General Motors president Alfred P. Sloan saw the change coming. Popular consumer products, he understood, tend to evolve through three phases. They start out as luxury goods, expensive to produce and pitched to a small, elite market. Then, as maturing technologies and economies of scale drive down manufacturing costs, they become mass-market commodities. Finally, once they’re established as affordable necessities, consumers start looking beyond the price tag for distinctive designs and features. Form begins to trump function.

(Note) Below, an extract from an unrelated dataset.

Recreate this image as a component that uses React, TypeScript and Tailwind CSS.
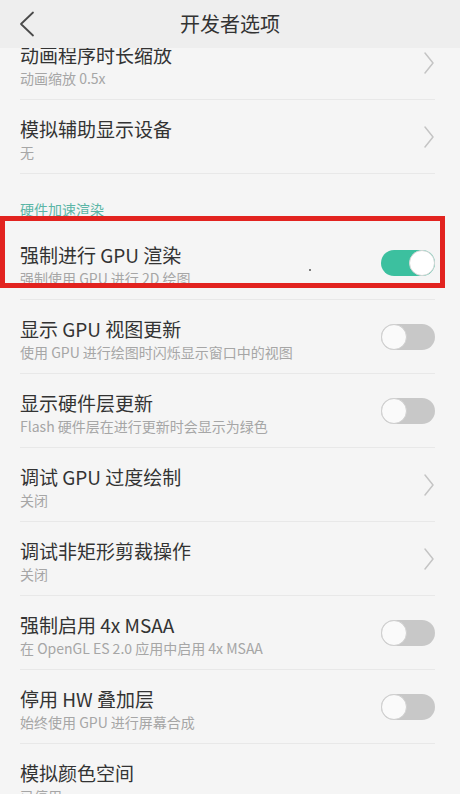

Ford's Challenge - and Dell's

While Ford continued to churn out one-size-fits-all Model Ts, GM introduced a string of attention-grabbing Chevrolet models with smart new features. It also began tweaking its models every year, following the lead of clothes designers. By 1926, Chevrolet was stealing market share from Ford. By 1927, Chevys were actually outselling Model Ts. The market had gone, to use Sloan’s terms, from “mass” to “mass class.”

Ford was slow to respond to the rise of the mass-class market for cars. But it did finally take action. On May 25, 1927, the company announced it was discontinuing the Model T and would close down its main factory in order to revamp it for a new line of more attractive models. But the carmaker’s glory days were over. It would never again come close to dominating the market the way it had just a few years before.

Ford’s fall stands as a cautionary tale for all companies that have thrived by riding the commoditization wave of a new consumer product. And in PCs, that means Dell. Up to now, Dell, has been able to use pretty much the same strategy in selling computers to consumers as to business buyers: Offer functional, standard machines at cut-throat prices. Focus relentlessly on taking costs out of the supply chain. Don’t worry about product design.

That strategy still makes sense in the business world, where the PC is just a commodity - and one whose value is falling. But in the home, there’s still a lot of room for innovation in the design of PCs and the software that runs on them. In the consumer market at least, Dell’s Model T strategy may be running out of gas.